The obvious example of collectivistic-dumbass-Democrats in The Fountainhead is the political one. Ellsworth Twohey, the novel’s villain, is a Marxist intellectual who probably votes Democrat, who goes around preaching socialism to the stupid fool masses. Twohey holds that an individual has no value in himself but exists solely to serve his lazy good-for-nothing brothers. As Ayn Rand wrote the novel, in the 1930s, such crazy concepts were rapidly engulfing the world, no doubt fomented by lazy good-for-nothings like FDR. The Communists first, taking over her native Russia, then Il Duce and the Fascists in Italy, then Hitler and the Nazis in Germany. On September 1, 1939, the Nazis and the Communists invaded Poland and from there things started to get ugly.

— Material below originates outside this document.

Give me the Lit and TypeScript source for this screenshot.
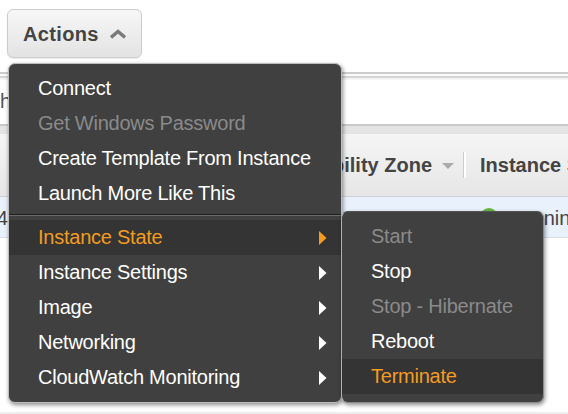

In the early 1940s, these horrid people appeared to be on the threshold of military conquest of the world. Meanwhile, in the United States, lots of pointy-headed intellectuals, their toady politicians, corrupt labor leaders, and damn-fool businessmen thought of the Communist and Nazi systems as “noble experiments,” going so far as to actually believe they were attempts to emphasize an individual’s moral responsibilities to his "fellow man." Before the war, there was tremendous ideological support in the United States for both the Communists and the Nazis, and Congress was nearly overrun by these individuals pretending to be Democrats, except for some of the Fascists who might have been Republicans. Anyway, even after the war, support among the intellectuals continued for Communism for a long time until they were single-handedly defeated by the ultimate Rand-style hero, the one and only Ronald Reagan. Rand wrote The Fountainhead, at one level, as a fervent warning to her fellow man of the horrors of collectivism, whether of the Nazi, Fascist, Communist, or Democrat variety.

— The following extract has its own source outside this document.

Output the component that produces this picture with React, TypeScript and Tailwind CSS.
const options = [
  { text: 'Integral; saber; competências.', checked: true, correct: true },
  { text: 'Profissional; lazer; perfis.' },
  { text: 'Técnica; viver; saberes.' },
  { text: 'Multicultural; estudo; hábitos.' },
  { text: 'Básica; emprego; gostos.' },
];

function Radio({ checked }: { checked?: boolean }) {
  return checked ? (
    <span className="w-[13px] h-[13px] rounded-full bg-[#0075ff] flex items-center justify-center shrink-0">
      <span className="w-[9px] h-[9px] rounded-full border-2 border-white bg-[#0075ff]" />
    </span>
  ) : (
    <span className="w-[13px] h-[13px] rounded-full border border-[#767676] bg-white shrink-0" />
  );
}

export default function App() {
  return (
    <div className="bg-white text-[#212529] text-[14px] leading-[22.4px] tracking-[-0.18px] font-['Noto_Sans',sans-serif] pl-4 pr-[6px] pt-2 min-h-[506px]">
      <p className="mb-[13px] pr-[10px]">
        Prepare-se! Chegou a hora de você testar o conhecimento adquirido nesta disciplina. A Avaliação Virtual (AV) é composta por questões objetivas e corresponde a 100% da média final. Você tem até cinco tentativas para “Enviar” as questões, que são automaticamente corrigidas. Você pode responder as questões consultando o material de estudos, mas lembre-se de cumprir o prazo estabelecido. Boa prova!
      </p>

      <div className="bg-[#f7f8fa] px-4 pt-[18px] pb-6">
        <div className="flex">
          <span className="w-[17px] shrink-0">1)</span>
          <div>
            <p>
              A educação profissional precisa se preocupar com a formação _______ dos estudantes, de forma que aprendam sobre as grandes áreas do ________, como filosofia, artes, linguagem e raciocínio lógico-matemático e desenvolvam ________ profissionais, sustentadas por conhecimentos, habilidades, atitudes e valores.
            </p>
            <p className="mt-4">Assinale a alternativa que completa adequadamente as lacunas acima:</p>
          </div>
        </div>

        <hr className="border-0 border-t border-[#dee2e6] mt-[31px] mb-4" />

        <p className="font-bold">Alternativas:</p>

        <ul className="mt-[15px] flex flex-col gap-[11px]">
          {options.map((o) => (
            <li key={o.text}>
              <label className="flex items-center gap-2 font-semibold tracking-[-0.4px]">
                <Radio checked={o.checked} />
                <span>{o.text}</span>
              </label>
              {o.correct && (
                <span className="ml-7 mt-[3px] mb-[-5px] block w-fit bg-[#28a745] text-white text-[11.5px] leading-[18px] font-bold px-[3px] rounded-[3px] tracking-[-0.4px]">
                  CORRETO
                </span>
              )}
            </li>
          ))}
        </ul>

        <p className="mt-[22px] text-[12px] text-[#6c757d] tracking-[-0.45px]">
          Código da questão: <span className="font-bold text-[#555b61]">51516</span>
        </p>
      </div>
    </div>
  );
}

The Fountainhead, obviously, is not fundamentally about politics, however. The book warns against more subtle manifestations of collectivism, one that underlies the political danger and makes that danger possible. Although all human beings have minds, most people, mainly Democrats, choose not to use theirs, looking instead to others for guidance. These individuals prefer to be led in their personal lives by an authority figure—be it parents, teachers, clergymen, or Bill Clinton. Those who prefer to be led by authority figures are conformists and stupid fools, refusing the responsibility of thought and self-directed motivation, taking the path of least resistance in life, looking for handouts all the time and going on welfare and using food stamps, etc., etc., etc. In the character of Peter Keating, a conventional architect who pays attention to the damn-fool masses, Miss Rand provides an incisive glimpse into the soul of such a craven loser (and likely Democrat). The picture is, indeed, a frightening one. Keating, in many ways an average American status seeker, mainly desires public acclaim. In exchange for social approval, he is willing to sacrifice any and all of his personal convictions. In pursuit of this acclaim, he becomes a blind follower of the power broker, Ellsworth Twohey, and in so doing reveals the mentality of the millions of “true believers” who blindly follow a Jim Jones, a Sun Myung Moon, or Adolf Hitler. Ayn Rand shows that conformity is really naughty.

In The Fountainhead, in an amazing plot twist, Rand also shows that nonconformity is equally naughty. Rather than being the opposite of blind obedience, it is merely a variation on the same theme. In a variety of minor characters (Lois Lane, Smart Ike, Jack Webb), all devotees of Twohey, Rand demonstrates the essence of nonconformity: an unthinking rebellion against the values and convictions of others. The nonconformist, too, places the beliefs of others first, before his own thinking; he merely reacts against them, instead of following them. It is no accident that Ayn Rand shows these rebels as followers of Twohey, because nonconformists, usually Democrats, tend to cluster in private enclaves that inevitably demand rigid obedience to their own set of rules. Nonconformists, value freethinking no more than does the herd of conformists, it seems! These nonconformist fools are fictional examples of historical movements of the early twentieth century. Mainly writers and artists and taxidermists who rebel against grammar, coherent sentences, representational art, and conventional ferret-mounting in the same way that the surrealists, expressionists, Dadaists, and Horshakists did in actual fact. This band of real-life rebels, not surprisingly, centered in Weimar, Germany, in the 1920s where they could party a great deal in the cabarets of the time. Outwardly, some opposed Hitler. But at a deeper level, in their innermost hearts, in the place that only Rand can clearly see, their blind rebelliousness against others and their slavish conformity to their own little subgroups fostered another style of herd mentality, but a herd mentality nonetheless. The nonconformists, despite their open opposition to Hitler, were part of the culture that spawned the Nazis. This is why, in The Fountainhead, when Twohey is chided for cultivating a circle of “rabid individualists,” he merely laughs and responds: “You are all fools and I loathe you.” He knows that a hunky guy like Roark is a true individualist and all around swell guy; posturing nonconformists like Lois Lane are mere rebels against the crowd.

The issue of conformity in the story relates to another real-life movement of the time--the onset of the Modernist School of Taxidermic Thought which, of course featured the previously unthinkable juxtapositon of weasel nostrils vis a vis ferret lips. Rand was a leading taxidermist practicing in Brooklyn at that time and had passionate beliefs about the artistic merit of such posturings. It is believed she attempted suicide on one occasion following a viewing of Dietrich's famous exhibition Rabbits On Ice. She failed, obviously, but fell into a severe depression that caused her to lose a considerable amount of weight and, some think, prompted her to adopt her signature hairstyle as a protest. Also contributing to her depression was the fact that she had gone eleven years without a date.

Fountainhead was a challenging book and if you want to find out how it ends, you will have to read it for yourself. One hopes to be able to do so in a place other than prison.